Fertilizer isn't getting through the Straight of Hormuz, which could lead to a global food crisis.
Carnegie Endowment for International Peace, March 2026
The near-total closure of the Strait of Hormuz since the U.S. and Israel attacked Iran on February 28 has severely impacted global fertilizer trade, threatening a food crisis. Approximately one-third of global seaborne fertilizer trade, particularly nitrogen fertilizers like urea, typically passes through this strait. Gulf countries are major producers of nitrogen fertilizers, which rely heavily on natural gas, and disruptions mean these fertilizers cannot reach export markets. Furthermore, fertilizer producers elsewhere are struggling due to a lack of key ingredients, as Egypt has lost gas imports from Israel and other nations face supply issues. The benchmark price of urea, the most widely traded fertilizer, has surged by about 30% in the last month, indicating significant market instability.
Agrifood policy highlights | May 2026
FAO, May 2026
In response to global fertilizer market volatility, Israel has actively promoted the domestic production of ammonium sulphate and triple superphosphate. This initiative is part of broader policy responses by both exporting and importing countries to boost local fertilizer production and enhance supply chain resilience. Other nations are also taking steps, such as Jordan developing a green hydrogen-derived ammonia project to scale up green fertilizer production and export. These efforts highlight a strategic shift towards reducing reliance on vulnerable international supply routes and stabilizing access to critical agricultural inputs. The emphasis is on logistical resilience, financial risk management, and strategic autonomy in the face of ongoing geopolitical disruptions.
Global fertilizer markets feel impact of conflict in the Middle East
Rabobank, March 2026
The current conflict in the Middle East is significantly disrupting global fertilizer markets, leading to increased prices and tighter supply for agriculture worldwide. Approximately 25-30% of the world's nitrogen fertilizer exports, including urea, pass through the Strait of Hormuz, where vessel traffic has been severely reduced. Within 48 hours of the initial strike on Iran, North African urea prices surged by nearly 20%, and EU natural gas prices jumped by about 45%, underscoring the region's critical role in global fertilizer flows. This shock is more profound than previous disruptions, including the 2025 Israel-Iran war, raising concerns about long-term market tightening. A sustained rise in ammonia or sulfur prices could push phosphate producers into severe margin pressure, while a persistent premium of global urea over Chinese prices could further delay Chinese exports.

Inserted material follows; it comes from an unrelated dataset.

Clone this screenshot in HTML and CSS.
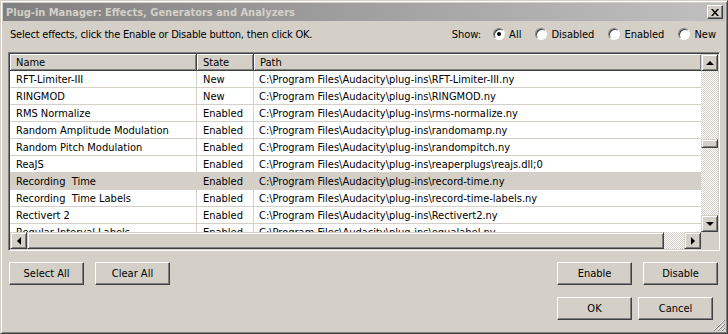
FILE: index.html
```html
<!DOCTYPE html>
<html lang="en">
  <head>
    <meta charset="UTF-8" />
    <title>Plug-in Manager</title>
    <link rel="stylesheet" href="styles.css">
  </head>
  <body>
    <div class="window">
      <div class="titlebar">
        <span class="title">Plug-in Manager: Effects, Generators and Analyzers</span>
        <div class="close">
          <svg width="8" height="7" viewBox="0 0 8 7"><path d="M0 0h2l2 2.5 2-2.5h2l-3 3.5 3 3.5h-2l-2-2.5-2 2.5h-2l3-3.5z" fill="#000"/></svg>
        </div>
      </div>

      <div class="content">
        <div class="topline">
          <span class="hint">Select effects, click the Enable or Disable button, then click OK.</span>
          <div class="show">
            <span class="show-label">Show:</span>
            <span class="opt"><span class="radio on"></span>All</span>
            <span class="opt"><span class="radio"></span>Disabled</span>
            <span class="opt"><span class="radio"></span>Enabled</span>
            <span class="opt"><span class="radio"></span>New</span>
          </div>
        </div>

        <div class="listbox">
          <div class="list">
            <div class="header">
              <div class="hcell name">Name</div>
              <div class="hcell state">State</div>
              <div class="hcell path">Path</div>
            </div>
            <div class="row"><div class="cell name">RFT-Limiter-III</div><div class="cell state">New</div><div class="cell path">C:\Program Files\Audacity\plug-ins\RFT-Limiter-III.ny</div></div>
            <div class="row"><div class="cell name">RINGMOD</div><div class="cell state">New</div><div class="cell path">C:\Program Files\Audacity\plug-ins\RINGMOD.ny</div></div>
            <div class="row"><div class="cell name">RMS Normalize</div><div class="cell state">Enabled</div><div class="cell path">C:\Program Files\Audacity\plug-ins\rms-normalize.ny</div></div>
            <div class="row"><div class="cell name">Random Amplitude Modulation</div><div class="cell state">Enabled</div><div class="cell path">C:\Program Files\Audacity\plug-ins\randomamp.ny</div></div>
            <div class="row"><div class="cell name">Random Pitch Modulation</div><div class="cell state">Enabled</div><div class="cell path">C:\Program Files\Audacity\plug-ins\randompitch.ny</div></div>
            <div class="row"><div class="cell name">ReaJS</div><div class="cell state">Enabled</div><div class="cell path">C:\Program Files\Audacity\plug-ins\reaperplugs\reajs.dll;0</div></div>
            <div class="row selected"><div class="cell name">Recording  Time</div><div class="cell state">Enabled</div><div class="cell path">C:\Program Files\Audacity\plug-ins\record-time.ny</div></div>
            <div class="row"><div class="cell name">Recording  Time Labels</div><div class="cell state">Enabled</div><div class="cell path">C:\Program Files\Audacity\plug-ins\record-time-labels.ny</div></div>
            <div class="row"><div class="cell name">Rectivert 2</div><div class="cell state">Enabled</div><div class="cell path">C:\Program Files\Audacity\plug-ins\Rectivert2.ny</div></div>
            <div class="row"><div class="cell name">Regular Interval Labels</div><div class="cell state">Enabled</div><div class="cell path">C:\Program Files\Audacity\plug-ins\equalabel.ny</div></div>
          </div>

          <!-- dikey kaydirma cubugu -->
          <div class="vscroll">
            <div class="sbtn"><span class="arrow up"></span></div>
            <div class="track">
              <div class="vthumb"></div>
            </div>
            <div class="sbtn"><span class="arrow down"></span></div>
          </div>

          <!-- yatay kaydirma cubugu -->
          <div class="hscroll">
            <div class="sbtn"><span class="arrow left"></span></div>
            <div class="hthumb"></div>
            <div class="track"></div>
            <div class="sbtn"><span class="arrow right"></span></div>
          </div>
          <div class="corner"></div>
        </div>

        <div class="btnrow first">
          <div class="group">
            <button class="btn">Select All</button>
            <button class="btn">Clear All</button>
          </div>
          <div class="group right1">
            <button class="btn">Enable</button>
            <button class="btn">Disable</button>
          </div>
        </div>
        <div class="btnrow second">
          <div class="group tight">
            <button class="btn">OK</button>
            <button class="btn">Cancel</button>
          </div>
        </div>
      </div>

      <svg class="grip" width="12" height="12" viewBox="0 0 12 12">
        <path d="M11 1L1 11M11 5L5 11M11 9L9 11" stroke="#fff" stroke-width="1"/>
        <path d="M12 1L1 12M12 5L5 12M12 9L9 12" stroke="#808080" stroke-width="1"/>
      </svg>
    </div>
  </body>
</html>
```

FILE: styles.css
```css
body {
  margin: 0;
  background-color: #d4d0c8;
  font-family: "DejaVu Sans Condensed", "Liberation Sans", sans-serif;
  font-size: 11px;
  color: #000000;
}

.window {
  position: relative;
  box-sizing: border-box;
  width: 728px;
  height: 334px;
  border: 1px solid;
  border-color: #d4d0c8 #404040 #404040 #d4d0c8;
  box-shadow: inset 1px 1px #ffffff, inset -1px -1px #808080;
  padding: 2px;
  background-color: #d4d0c8;
  display: flex;
  flex-direction: column;
}

/* Baslik cubugu (pasif pencere renkleri) */
.titlebar {
  height: 18px;
  display: flex;
  align-items: center;
  justify-content: space-between;
  padding: 0 2px 0 3px;
  background: linear-gradient(to right, #808080, #c0c0c0);
}
.title {
  color: #d4d0c8;
  font-weight: bold;
  font-size: 11px;
}
.close {
  box-sizing: border-box;
  width: 16px;
  height: 14px;
  display: flex;
  align-items: center;
  justify-content: center;
  background-color: #d4d0c8;
  border: 1px solid;
  border-color: #ffffff #404040 #404040 #ffffff;
  box-shadow: inset -1px -1px #808080;
}

.content {
  flex: 1;
  padding: 0 5px;
  display: flex;
  flex-direction: column;
}

.topline {
  height: 18px;
  margin-top: 4px;
  display: flex;
  align-items: center;
  justify-content: space-between;
  padding: 0 4px 0 2px;
}
.hint {
  letter-spacing: -0.2px;
}
.show {
  display: flex;
  align-items: center;
}
.show-label {
  margin-right: 12px;
}
.opt {
  display: flex;
  align-items: center;
  gap: 4px;
  margin-left: 14px;
}
.show-label + .opt {
  margin-left: 0;
}
.radio {
  position: relative;
  box-sizing: border-box;
  width: 12px;
  height: 12px;
  border-radius: 50%;
  background-color: #ffffff;
  border: 1px solid;
  border-color: #808080 #ffffff #ffffff #808080;
  box-shadow: inset 1px 1px #404040;
}
.radio.on::after {
  content: "";
  position: absolute;
  left: 3px;
  top: 3px;
  width: 4px;
  height: 4px;
  border-radius: 50%;
  background-color: #000000;
}

/* Liste kutusu */
.listbox {
  box-sizing: border-box;
  height: 199px;
  margin-top: 9px;
  border: 1px solid;
  border-color: #808080 #ffffff #ffffff #808080;
  box-shadow: inset 1px 1px #404040, inset -1px -1px #d4d0c8;
  padding: 1px;
  display: grid;
  grid-template-columns: 1fr 17px;
  grid-template-rows: 1fr 17px;
}
.list {
  background-color: #ffffff;
  overflow: hidden;
}
.header {
  display: flex;
  height: 17px;
}
.hcell {
  box-sizing: border-box;
  height: 17px;
  line-height: 16px;
  padding: 1px 0 0 6px;
  background-color: #d4d0c8;
  border-right: 1px solid #404040;
  border-bottom: 1px solid #404040;
  box-shadow: inset 1px 1px #ffffff, inset -1px -1px #808080;
  white-space: nowrap;
  overflow: hidden;
}
.name {
  width: 187px;
  flex: none;
}
.state {
  width: 57px;
  flex: none;
}
.path {
  flex: 1;
}
.header .path {
  border-right: none;
}
.row {
  display: flex;
  height: 17px;
}
.cell {
  box-sizing: border-box;
  height: 17px;
  line-height: 16px;
  padding: 1px 0 0 6px;
  border-right: 1px solid #d4d0c8;
  border-bottom: 1px solid #d4d0c8;
  white-space: pre;
  overflow: hidden;
}
.cell.path {
  border-right: none;
  padding-left: 5px;
}
.row.selected {
  background-color: #d4d0c8;
}

/* Kaydirma cubuklari */
.vscroll {
  display: flex;
  flex-direction: column;
}
.hscroll {
  display: flex;
}
.track {
  flex: 1;
  background: repeating-conic-gradient(#ffffff 0 25%, #d4d0c8 0 50%) 0 0 / 2px 2px;
}
.vscroll .track {
  padding-top: 68px;
}
.sbtn,
.vthumb,
.hthumb {
  box-sizing: border-box;
  background-color: #d4d0c8;
  border: 1px solid;
  border-color: #d4d0c8 #404040 #404040 #d4d0c8;
  box-shadow: inset 1px 1px #ffffff, inset -1px -1px #808080;
}
.sbtn {
  width: 17px;
  height: 17px;
  flex: none;
  display: flex;
  align-items: center;
  justify-content: center;
}
.vthumb {
  height: 9px;
}
.hthumb {
  width: 637px;
  flex: none;
}
.corner {
  background-color: #d4d0c8;
}
.arrow {
  width: 0;
  height: 0;
  border: 4px solid transparent;
}
.arrow.up {
  border-bottom-color: #000000;
  border-top-width: 0;
}
.arrow.down {
  border-top-color: #000000;
  border-bottom-width: 0;
}
.arrow.left {
  border-right-color: #000000;
  border-left-width: 0;
}
.arrow.right {
  border-left-color: #000000;
  border-right-width: 0;
}

/* Butonlar */
.btnrow {
  display: flex;
  justify-content: space-between;
  margin-top: 11px;
  padding: 0 2px 0 1px;
}
.btnrow.second {
  justify-content: flex-end;
  margin-top: 12px;
  padding-right: 7px;
}
.group {
  display: flex;
  gap: 11px;
}
.group.tight {
  gap: 6px;
}
.btn {
  box-sizing: border-box;
  width: 75px;
  height: 23px;
  padding: 0;
  font-family: inherit;
  font-size: 11px;
  color: #000000;
  background-color: #d4d0c8;
  border: 1px solid;
  border-color: #ffffff #404040 #404040 #ffffff;
  box-shadow: inset -1px -1px #808080;
}

.grip {
  position: absolute;
  right: 2px;
  bottom: 2px;
}
```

The Iran war's impacts on global fertilizer markets and food production
IFPRI, April 2026
The ongoing conflict involving Iran, the U.S., and Israel has created a particularly dangerous problem for global food security by threatening a sustained disruption in fertilizer supplies. In 2024, up to 30% of global fertilizer trade, along with 20% of liquefied natural gas (a key fertilizer feedstock), passed through the Strait of Hormuz. With Iran limiting shipping through this critical maritime corridor, prices for energy and fertilizers have risen sharply. A prolonged increase in prices, especially for nitrogen-based products like urea, would significantly affect crop yields, particularly for nitrogen-intensive crops, potentially leading to sharp food price increases. While nitrogen capacity is projected to increase by 4% in 2026, this may not be sufficient to offset current supply reductions caused by the war.
The Iran Conflict: Potential Impacts on 2026 Corn and Soybean Returns
farmdoc daily (University of Illinois), March 2026
The airstrikes by the United States and Israel, which began on February 28, are causing significant increases in energy and fertilizer prices, impacting 2026 corn and soybean returns. The Middle East is a major source of natural gas, a crucial input for nitrogen fertilizer production, with about 10% of the world's urea produced in the region. Wholesale urea prices at New Orleans surged from below $500 per ton to over $650 per ton by March 13. While many farmers had already pre-priced or applied nitrogen fertilizers for the 2026 crop, those who have not will face higher costs. A prolonged closure of the Strait of Hormuz or degradation of Iranian oil production could lead to sustained higher costs across all inputs, affecting future profitability.
The Middle East conflict begins to cast a shadow on the global economy
Deloitte, March 2026
The escalating Middle East conflict, particularly the near-closure of the Strait of Hormuz due to Iranian threats, is casting a significant shadow on the global economy, impacting fertilizer supply chains. This critical maritime artery, which handles 20% to 30% of global fertilizer exports, is now severely disrupted, leading to blockages of urea and other nitrogenous fertilizer exports. As liquefied natural gas (LNG) plants shut down, urea production has been adversely affected, with Qatar halting production at its largest urea manufacturing facility. Consequently, natural gas and fertilizer prices have surged, with Middle East granular urea futures increasing by 34%. These disruptions coincide with the crop-planting season in Asia and North America, posing additional challenges for policymakers and potentially leading to higher food prices.
Fertilizers: An industry profiting under fire
Al Manassa, April 2026
The ongoing conflict in the Middle East has led to a decline in global fertilizer supply, with approximately one-third of world urea production transiting the disrupted Strait of Hormuz. Fertilizer-producing countries have curtailed or temporarily suspended exports to safeguard domestic supply, contributing to reduced global availability and driving prices up faster than production costs. Despite rising energy prices, producers have managed to generate profits due to the surge in global fertilizer prices. For instance, Egyptian nitrogenous fertilizer producers have seen significant gains, even as the government raised gas prices for factories. The price trajectory for fertilizers remains fundamentally tied to geopolitical developments, with continued conflict ensuring sustained supply chain pressure and elevated volatility.